Barletta
- Full name: Società Sportiva Barletta 1922
- Nicknames: Biancorossi (Red and whites) Furie Rosse (Red Fury)
- Founded: 1922 1995 (refounded) 2015 (refounded as SS Barletta 1912)
- Ground: Stadio Cosimo Puttilli, Barletta, Italy
- Capacity: 10,000
- Chairman: Marco Arturo Romano
- Manager: Massimo Paci
- League: Serie C Group C
- 2025–26: Serie D Group H, 1st of 18 (promoted)
| Home colours | Away colours | Third colours |

= SS Barletta 1922 =

Italian football club

S.S. Barletta 1922 is an Italian association football club located in Barletta, Apulia. The club competes in Serie C, the third tier of Italian football, following promotion from Serie D in the 2025–26 season.

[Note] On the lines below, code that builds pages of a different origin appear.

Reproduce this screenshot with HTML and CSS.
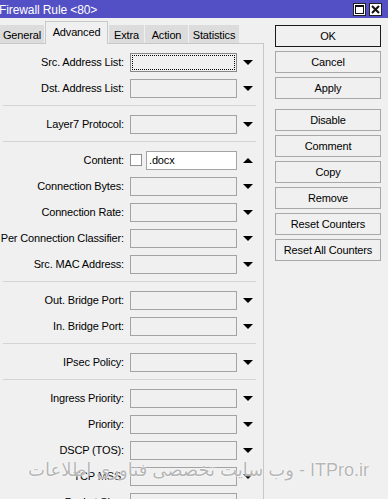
FILE: index.html
```html
<!DOCTYPE html>
<html>
<head>
<meta charset="utf-8">
<link rel="stylesheet" href="styles.css">
</head>
<body>
<div class="window">
  <div class="titlebar">
    <span class="title">Firewall Rule &lt;80&gt;</span>
    <div class="wbtns">
      <span class="wbtn"><svg width="11" height="11" viewBox="0 0 11 11"><rect x="1.5" y="1.5" width="8" height="8" fill="none" stroke="#111" stroke-width="1"/><rect x="1" y="1" width="9" height="2" fill="#111"/></svg></span>
      <span class="wbtn"><svg width="11" height="11" viewBox="0 0 11 11"><path d="M2 2 L9 9 M9 2 L2 9" stroke="#111" stroke-width="2" fill="none"/></svg></span>
    </div>
  </div>
  <div class="main">
    <div class="left">
      <div class="tabs">
        <div class="tab t-general">General</div>
        <div class="tab active t-adv">Advanced</div>
        <div class="tab t-extra">Extra</div>
        <div class="tab t-action">Action</div>
        <div class="tab t-stats">Statistics</div>
      </div>
      <div class="panel">
        <div class="row"><span class="label">Src. Address List:</span><span class="input focus"></span><span class="arrow down"></span></div>
        <div class="row"><span class="label">Dst. Address List:</span><span class="input"></span><span class="arrow down"></span></div>
        <div class="sep"></div>
        <div class="row"><span class="label">Layer7 Protocol:</span><span class="input"></span><span class="arrow down"></span></div>
        <div class="sep"></div>
        <div class="row"><span class="label">Content:</span><span class="check"></span><span class="input text">.docx</span><span class="arrow up"></span></div>
        <div class="row"><span class="label">Connection Bytes:</span><span class="input"></span><span class="arrow down"></span></div>
        <div class="row"><span class="label">Connection Rate:</span><span class="input"></span><span class="arrow down"></span></div>
        <div class="row"><span class="label">Per Connection Classifier:</span><span class="input"></span><span class="arrow down"></span></div>
        <div class="row"><span class="label">Src. MAC Address:</span><span class="input"></span><span class="arrow down"></span></div>
        <div class="sep"></div>
        <div class="row"><span class="label">Out. Bridge Port:</span><span class="input"></span><span class="arrow down"></span></div>
        <div class="row"><span class="label">In. Bridge Port:</span><span class="input"></span><span class="arrow down"></span></div>
        <div class="sep"></div>
        <div class="row"><span class="label">IPsec Policy:</span><span class="input"></span><span class="arrow down"></span></div>
        <div class="sep"></div>
        <div class="row"><span class="label">Ingress Priority:</span><span class="input"></span><span class="arrow down"></span></div>
        <div class="row"><span class="label">Priority:</span><span class="input"></span><span class="arrow down"></span></div>
        <div class="row"><span class="label">DSCP (TOS):</span><span class="input"></span><span class="arrow down"></span></div>
        <div class="row"><span class="label">TCP MSS:</span><span class="input"></span><span class="arrow down"></span></div>
        <div class="row"><span class="label">Packet Size:</span><span class="input"></span><span class="arrow down"></span></div>
      </div>
    </div>
    <div class="buttons">
      <div class="btn default">OK</div>
      <div class="btn">Cancel</div>
      <div class="btn">Apply</div>
      <div class="btn gap">Disable</div>
      <div class="btn">Comment</div>
      <div class="btn">Copy</div>
      <div class="btn">Remove</div>
      <div class="btn">Reset Counters</div>
      <div class="btn">Reset All Counters</div>
    </div>
  </div>
  <div class="watermark" dir="rtl">ITPro.ir - وب سایت تخصصی فناوری اطلاعات</div>
</div>
</body>
</html>
```
FILE: styles.css
```css
html, body {
  margin: 0;
  padding: 0;
}
body {
  width: 388px;
  height: 499px;
  overflow: hidden;
  background: #f0f0f0;
  font-family: "Liberation Sans", Arial, sans-serif;
  font-size: 11px;
  letter-spacing: -0.15px;
  color: #000;
}
.window {
  position: relative;
  width: 388px;
  height: 499px;
  overflow: hidden;
}
.titlebar {
  height: 18px;
  background: #5250c4;
  display: flex;
  align-items: center;
  justify-content: space-between;
  color: #fff;
}
.title {
  margin-left: -1px;
  margin-top: 2px;
  font-size: 12px;
  letter-spacing: -0.1px;
}
.wbtns {
  display: flex;
  gap: 3px;
  margin-right: 6px;
  margin-top: 1px;
}
.wbtn {
  width: 13px;
  height: 13px;
  box-sizing: border-box;
  border: 1px solid #222;
  background: #fff;
  display: flex;
  align-items: center;
  justify-content: center;
}
.main {
  display: flex;
}
.left {
  width: 264px;
  flex: none;
}
.tabs {
  height: 25px;
  display: flex;
  align-items: flex-end;
  gap: 1px;
  position: relative;
  z-index: 1;
}
.tab {
  height: 18px;
  box-sizing: border-box;
  background: #dcdcdc;
  display: flex;
  align-items: center;
  justify-content: center;
  padding-top: 1px;
}
.t-general { width: 44px; }
.t-adv { width: 63px; }
.t-extra { width: 35px; }
.t-action { width: 43px; }
.t-stats { width: 50px; }
.tab.active {
  height: 23px;
  margin-bottom: -1px;
  background: #f0f0f0;
  border: 1px solid #c8c8c8;
  border-bottom: none;
  padding-bottom: 4px;
}
.panel {
  border-top: 1px solid #c8c8c8;
  border-right: 1px solid #c8c8c8;
  padding-top: 5px;
  height: 460px;
}
.row {
  height: 26px;
  display: flex;
  align-items: center;
}
.label {
  width: 124px;
  flex: none;
  text-align: right;
  margin-right: 6px;
  white-space: nowrap;
}
.input {
  width: 107px;
  height: 19px;
  box-sizing: border-box;
  border: 1px solid #a3a3a3;
  background: #f0f0f0;
  flex: none;
}
.input.focus {
  border-color: #8a8a8a;
  outline: 1px dotted #000;
  outline-offset: -3px;
}
.check {
  width: 12px;
  height: 12px;
  box-sizing: border-box;
  border: 1px solid #8f8f8f;
  background: #fff;
  margin-right: 4px;
  flex: none;
}
.input.text {
  width: 91px;
  background: #fff;
  padding-left: 2px;
  line-height: 17px;
}
.arrow {
  width: 0;
  height: 0;
  margin-left: 6px;
  border-left: 5px solid transparent;
  border-right: 5px solid transparent;
}
.arrow.down {
  border-top: 5px solid #000;
}
.arrow.up {
  border-bottom: 5px solid #000;
}
.sep {
  height: 1px;
  background: #d4d4d4;
  margin: 4px 7px 5px 3px;
}
.buttons {
  width: 106px;
  margin-left: 11px;
  padding-top: 7px;
  display: flex;
  flex-direction: column;
  gap: 4px;
}
.btn {
  height: 22px;
  box-sizing: border-box;
  border: 1px solid #a8a8a8;
  background: #f0f0f0;
  display: flex;
  align-items: center;
  justify-content: center;
}
.btn.default {
  border-color: #1a1a1a;
}
.btn.gap {
  margin-top: 6px;
}
.watermark {
  position: absolute;
  right: 19px;
  top: 459px;
  font-family: "Liberation Sans", "DejaVu Sans", sans-serif;
  font-size: 18px;
  letter-spacing: 0;
  color: rgba(150, 150, 150, 0.7);
  text-shadow: 0 0 1px #fff, 0 0 2px #fff;
  white-space: nowrap;
}
```
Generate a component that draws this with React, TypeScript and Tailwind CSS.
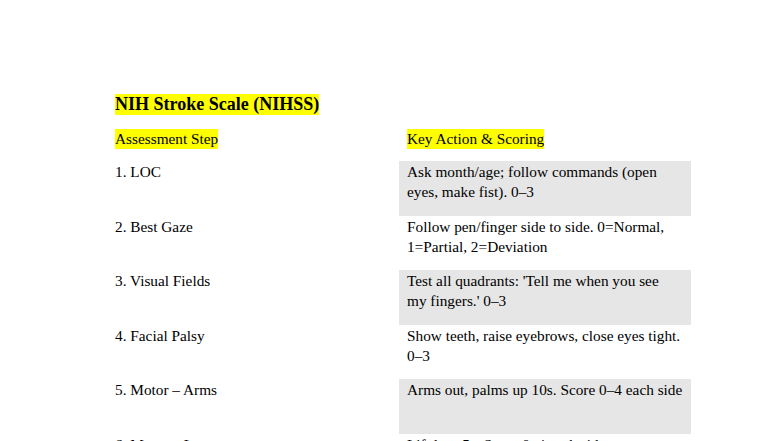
const rows: [string, string[]][] = [
  ["1. LOC", ["Ask month/age; follow commands (open", "eyes, make fist). 0–3"]],
  ["2. Best Gaze", ["Follow pen/finger side to side. 0=Normal,", "1=Partial, 2=Deviation"]],
  ["3. Visual Fields", ["Test all quadrants: 'Tell me when you see", "my fingers.' 0–3"]],
  ["4. Facial Palsy", ["Show teeth, raise eyebrows, close eyes tight.", "0–3"]],
  ["5. Motor – Arms", ["Arms out, palms up 10s. Score 0–4 each side"]],
  ["6. Motor – Legs", ["Lift legs 5s. Score 0–4 each side"]],
  ["7. Limb Ataxia", ["Finger-nose, heel-shin tests. 0–2"]],
];

export default function App() {
  return (
    <div className="min-h-screen bg-white pl-[107px] pt-[93px] font-['Liberation_Serif',serif] text-black">
      {/* Title */}
      <div className="px-2">
        <span className="inline-block bg-[#ffff00] text-[18px] font-bold leading-[21px]">
          NIH Stroke Scale (NIHSS)
        </span>
      </div>

      {/* Header */}
      <div className="mt-[12px] grid w-[584px] grid-cols-2 text-[15.3px] leading-[20px]">
        <div className="px-2">
          <span className="inline-block bg-[#ffff00]">Assessment Step</span>
        </div>
        <div className="px-2">
          <span className="inline-block bg-[#ffff00]">Key Action &amp; Scoring</span>
        </div>
      </div>

      {/* Rows */}
      <div className="mt-[12px] grid w-[584px] grid-cols-2 text-[15.3px] leading-[20px]">
        {rows.map(([step, lines], i) => (
          <div key={step} className="contents">
            <div className="h-[54.6px] px-2 pt-px">{step}</div>
            <div className={`h-[54.6px] px-2 pt-px whitespace-nowrap ${i % 2 === 0 ? "bg-[#e6e6e6]" : ""}`}>
              {lines.map((l) => (
                <div key={l}>{l}</div>
              ))}
            </div>
          </div>
        ))}
      </div>
    </div>
  );
}
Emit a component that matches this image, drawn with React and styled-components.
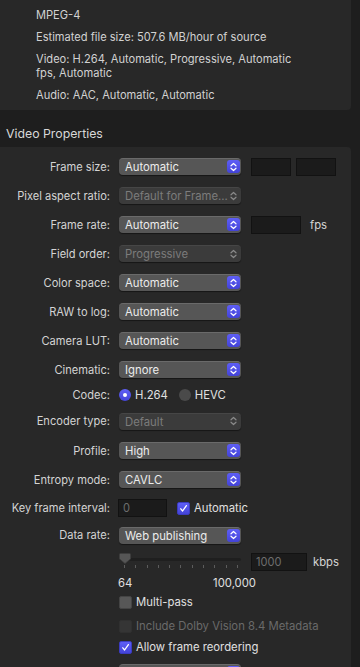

Barletta played in the professional league as Società Sportiva Barletta Calcio. In 2015, the club went bankrupt, and a new phoenix club, A.S.D. Barletta 1922, was admitted to the 2015–16 Eccellenza on 6 August.

==History==
The first club was founded in 1922.

At the pinnacle of the club's success, they were promoted to Serie B in the 1987–88 season and remained there until the 1990–91 season.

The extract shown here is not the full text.